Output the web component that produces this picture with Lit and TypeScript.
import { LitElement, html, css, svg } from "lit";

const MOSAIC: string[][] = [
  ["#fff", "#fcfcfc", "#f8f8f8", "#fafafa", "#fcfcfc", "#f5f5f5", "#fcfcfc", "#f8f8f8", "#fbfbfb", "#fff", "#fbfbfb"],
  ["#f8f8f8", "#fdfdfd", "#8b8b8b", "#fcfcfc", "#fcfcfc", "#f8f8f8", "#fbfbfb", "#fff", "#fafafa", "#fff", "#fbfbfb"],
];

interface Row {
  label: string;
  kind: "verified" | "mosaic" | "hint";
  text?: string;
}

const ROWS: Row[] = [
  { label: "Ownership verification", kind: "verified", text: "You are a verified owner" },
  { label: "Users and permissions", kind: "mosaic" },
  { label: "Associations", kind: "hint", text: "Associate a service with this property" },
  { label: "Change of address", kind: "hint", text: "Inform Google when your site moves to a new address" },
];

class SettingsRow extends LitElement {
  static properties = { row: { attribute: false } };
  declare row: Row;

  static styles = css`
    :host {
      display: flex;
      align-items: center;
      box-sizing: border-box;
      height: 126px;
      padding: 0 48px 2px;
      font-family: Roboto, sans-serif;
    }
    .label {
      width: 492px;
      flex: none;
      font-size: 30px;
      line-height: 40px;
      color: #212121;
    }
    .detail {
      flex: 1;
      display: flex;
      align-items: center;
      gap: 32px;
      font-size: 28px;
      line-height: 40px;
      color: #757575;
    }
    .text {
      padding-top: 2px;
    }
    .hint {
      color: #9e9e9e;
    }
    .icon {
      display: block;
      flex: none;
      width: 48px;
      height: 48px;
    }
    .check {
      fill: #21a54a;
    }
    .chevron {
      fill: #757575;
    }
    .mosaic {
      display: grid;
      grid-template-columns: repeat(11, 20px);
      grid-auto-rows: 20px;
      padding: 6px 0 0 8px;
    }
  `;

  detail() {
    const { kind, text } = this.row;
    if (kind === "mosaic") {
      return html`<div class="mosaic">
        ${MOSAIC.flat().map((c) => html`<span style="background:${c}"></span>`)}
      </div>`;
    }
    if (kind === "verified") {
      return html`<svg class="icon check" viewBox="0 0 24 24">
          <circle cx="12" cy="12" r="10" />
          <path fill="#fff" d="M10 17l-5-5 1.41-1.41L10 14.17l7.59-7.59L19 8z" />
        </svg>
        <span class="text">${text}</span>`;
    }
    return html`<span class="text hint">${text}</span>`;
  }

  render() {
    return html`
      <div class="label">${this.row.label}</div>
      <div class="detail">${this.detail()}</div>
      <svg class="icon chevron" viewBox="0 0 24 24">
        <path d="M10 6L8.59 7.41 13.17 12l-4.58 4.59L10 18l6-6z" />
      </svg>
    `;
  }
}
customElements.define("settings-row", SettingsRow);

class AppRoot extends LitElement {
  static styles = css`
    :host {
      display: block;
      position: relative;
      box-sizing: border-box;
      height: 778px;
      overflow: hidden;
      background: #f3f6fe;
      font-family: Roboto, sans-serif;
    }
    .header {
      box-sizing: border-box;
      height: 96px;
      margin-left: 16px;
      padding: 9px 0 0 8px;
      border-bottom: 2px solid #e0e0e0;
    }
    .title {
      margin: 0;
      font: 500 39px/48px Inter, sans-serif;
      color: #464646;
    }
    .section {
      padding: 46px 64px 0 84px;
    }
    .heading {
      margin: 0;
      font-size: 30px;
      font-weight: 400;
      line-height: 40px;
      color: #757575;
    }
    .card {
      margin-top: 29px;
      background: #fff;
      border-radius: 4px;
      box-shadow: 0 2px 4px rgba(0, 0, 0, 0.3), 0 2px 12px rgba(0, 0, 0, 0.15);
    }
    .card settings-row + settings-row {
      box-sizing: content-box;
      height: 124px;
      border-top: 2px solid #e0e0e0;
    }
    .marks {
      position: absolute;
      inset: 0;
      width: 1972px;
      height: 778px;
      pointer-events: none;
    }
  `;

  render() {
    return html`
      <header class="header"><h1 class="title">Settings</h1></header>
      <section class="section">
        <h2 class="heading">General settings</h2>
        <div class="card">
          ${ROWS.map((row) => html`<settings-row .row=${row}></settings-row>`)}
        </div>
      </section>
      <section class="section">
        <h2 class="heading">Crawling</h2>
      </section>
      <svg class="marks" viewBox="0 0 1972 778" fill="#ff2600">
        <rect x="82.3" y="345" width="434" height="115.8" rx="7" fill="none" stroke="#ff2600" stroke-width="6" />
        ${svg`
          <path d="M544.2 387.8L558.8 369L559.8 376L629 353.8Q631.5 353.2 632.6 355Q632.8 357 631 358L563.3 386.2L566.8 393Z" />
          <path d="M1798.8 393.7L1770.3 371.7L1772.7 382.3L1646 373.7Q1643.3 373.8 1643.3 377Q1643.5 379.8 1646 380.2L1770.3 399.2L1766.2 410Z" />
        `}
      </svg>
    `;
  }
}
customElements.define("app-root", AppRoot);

***

- **WRITTEN EXERCISE**: Print only the lines that run from the start of the listing to the line bearing "declare row: Row;"; please keep the first line and that last one, exactly as they appear.

- **ANSWER**:
Output the web component that produces this picture with Lit and TypeScript.
import { LitElement, html, css, svg } from "lit";

const MOSAIC: string[][] = [
  ["#fff", "#fcfcfc", "#f8f8f8", "#fafafa", "#fcfcfc", "#f5f5f5", "#fcfcfc", "#f8f8f8", "#fbfbfb", "#fff", "#fbfbfb"],
  ["#f8f8f8", "#fdfdfd", "#8b8b8b", "#fcfcfc", "#fcfcfc", "#f8f8f8", "#fbfbfb", "#fff", "#fafafa", "#fff", "#fbfbfb"],
];

interface Row {
  label: string;
  kind: "verified" | "mosaic" | "hint";
  text?: string;
}

const ROWS: Row[] = [
  { label: "Ownership verification", kind: "verified", text: "You are a verified owner" },
  { label: "Users and permissions", kind: "mosaic" },
  { label: "Associations", kind: "hint", text: "Associate a service with this property" },
  { label: "Change of address", kind: "hint", text: "Inform Google when your site moves to a new address" },
];

class SettingsRow extends LitElement {
  static properties = { row: { attribute: false } };
  declare row: Row;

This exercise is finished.